* _Recorded data_:
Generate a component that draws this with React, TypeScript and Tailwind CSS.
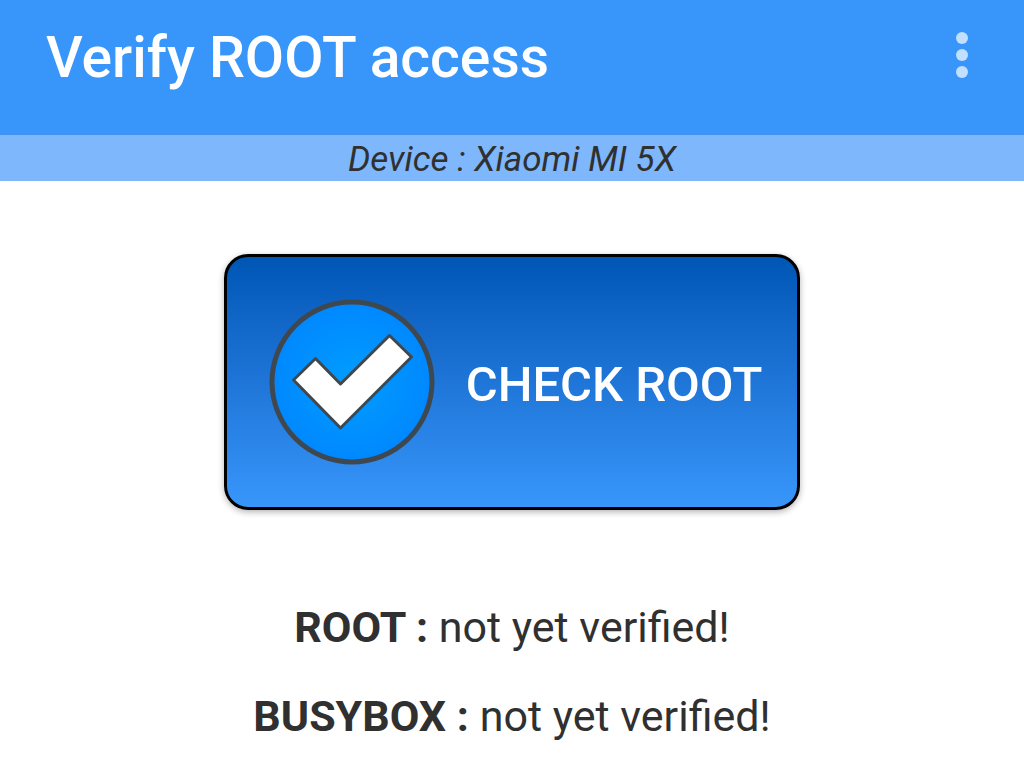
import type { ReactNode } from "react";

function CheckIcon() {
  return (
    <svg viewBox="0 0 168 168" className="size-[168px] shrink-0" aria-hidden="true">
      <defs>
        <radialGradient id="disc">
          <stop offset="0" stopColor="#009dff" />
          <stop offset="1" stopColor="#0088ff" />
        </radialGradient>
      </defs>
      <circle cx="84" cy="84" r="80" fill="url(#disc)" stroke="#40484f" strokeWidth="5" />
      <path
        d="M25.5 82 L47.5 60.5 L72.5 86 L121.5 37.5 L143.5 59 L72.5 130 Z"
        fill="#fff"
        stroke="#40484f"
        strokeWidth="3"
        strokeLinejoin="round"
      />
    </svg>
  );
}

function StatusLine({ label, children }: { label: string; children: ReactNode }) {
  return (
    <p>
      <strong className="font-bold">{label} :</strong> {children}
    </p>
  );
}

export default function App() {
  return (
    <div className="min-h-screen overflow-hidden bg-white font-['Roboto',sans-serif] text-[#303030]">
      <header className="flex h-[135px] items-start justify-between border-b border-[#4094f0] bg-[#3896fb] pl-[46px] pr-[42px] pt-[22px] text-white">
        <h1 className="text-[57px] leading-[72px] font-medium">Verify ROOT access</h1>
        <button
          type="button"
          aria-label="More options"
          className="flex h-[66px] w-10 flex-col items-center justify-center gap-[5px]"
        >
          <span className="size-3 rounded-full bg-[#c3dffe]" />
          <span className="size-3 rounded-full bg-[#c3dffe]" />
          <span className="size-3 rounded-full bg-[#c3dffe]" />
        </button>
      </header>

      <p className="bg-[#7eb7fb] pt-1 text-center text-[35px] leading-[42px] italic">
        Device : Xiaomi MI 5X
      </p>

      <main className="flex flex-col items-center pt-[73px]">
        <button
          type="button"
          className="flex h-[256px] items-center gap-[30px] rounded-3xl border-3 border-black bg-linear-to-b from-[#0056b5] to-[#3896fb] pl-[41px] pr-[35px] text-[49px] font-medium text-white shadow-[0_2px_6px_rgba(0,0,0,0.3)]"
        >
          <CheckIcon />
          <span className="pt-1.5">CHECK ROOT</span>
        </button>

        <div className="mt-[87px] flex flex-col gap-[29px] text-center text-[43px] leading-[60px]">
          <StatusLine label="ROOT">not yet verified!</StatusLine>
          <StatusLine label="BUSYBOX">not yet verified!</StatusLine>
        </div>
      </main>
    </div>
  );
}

* _Set problem_:
Output all of the data exactly as it stands, minus any images.

* _Result below_:
Generate a component that draws this with React, TypeScript and Tailwind CSS.
import type { ReactNode } from "react";

function CheckIcon() {
  return (
    <svg viewBox="0 0 168 168" className="size-[168px] shrink-0" aria-hidden="true">
      <defs>
        <radialGradient id="disc">
          <stop offset="0" stopColor="#009dff" />
          <stop offset="1" stopColor="#0088ff" />
        </radialGradient>
      </defs>
      <circle cx="84" cy="84" r="80" fill="url(#disc)" stroke="#40484f" strokeWidth="5" />
      <path
        d="M25.5 82 L47.5 60.5 L72.5 86 L121.5 37.5 L143.5 59 L72.5 130 Z"
        fill="#fff"
        stroke="#40484f"
        strokeWidth="3"
        strokeLinejoin="round"
      />
    </svg>
  );
}

function StatusLine({ label, children }: { label: string; children: ReactNode }) {
  return (
    <p>
      <strong className="font-bold">{label} :</strong> {children}
    </p>
  );
}

export default function App() {
  return (
    <div className="min-h-screen overflow-hidden bg-white font-['Roboto',sans-serif] text-[#303030]">
      <header className="flex h-[135px] items-start justify-between border-b border-[#4094f0] bg-[#3896fb] pl-[46px] pr-[42px] pt-[22px] text-white">
        <h1 className="text-[57px] leading-[72px] font-medium">Verify ROOT access</h1>
        <button
          type="button"
          aria-label="More options"
          className="flex h-[66px] w-10 flex-col items-center justify-center gap-[5px]"
        >
          <span className="size-3 rounded-full bg-[#c3dffe]" />
          <span className="size-3 rounded-full bg-[#c3dffe]" />
          <span className="size-3 rounded-full bg-[#c3dffe]" />
        </button>
      </header>

      <p className="bg-[#7eb7fb] pt-1 text-center text-[35px] leading-[42px] italic">
        Device : Xiaomi MI 5X
      </p>

      <main className="flex flex-col items-center pt-[73px]">
        <button
          type="button"
          className="flex h-[256px] items-center gap-[30px] rounded-3xl border-3 border-black bg-linear-to-b from-[#0056b5] to-[#3896fb] pl-[41px] pr-[35px] text-[49px] font-medium text-white shadow-[0_2px_6px_rgba(0,0,0,0.3)]"
        >
          <CheckIcon />
          <span className="pt-1.5">CHECK ROOT</span>
        </button>

        <div className="mt-[87px] flex flex-col gap-[29px] text-center text-[43px] leading-[60px]">
          <StatusLine label="ROOT">not yet verified!</StatusLine>
          <StatusLine label="BUSYBOX">not yet verified!</StatusLine>
        </div>
      </main>
    </div>
  );
}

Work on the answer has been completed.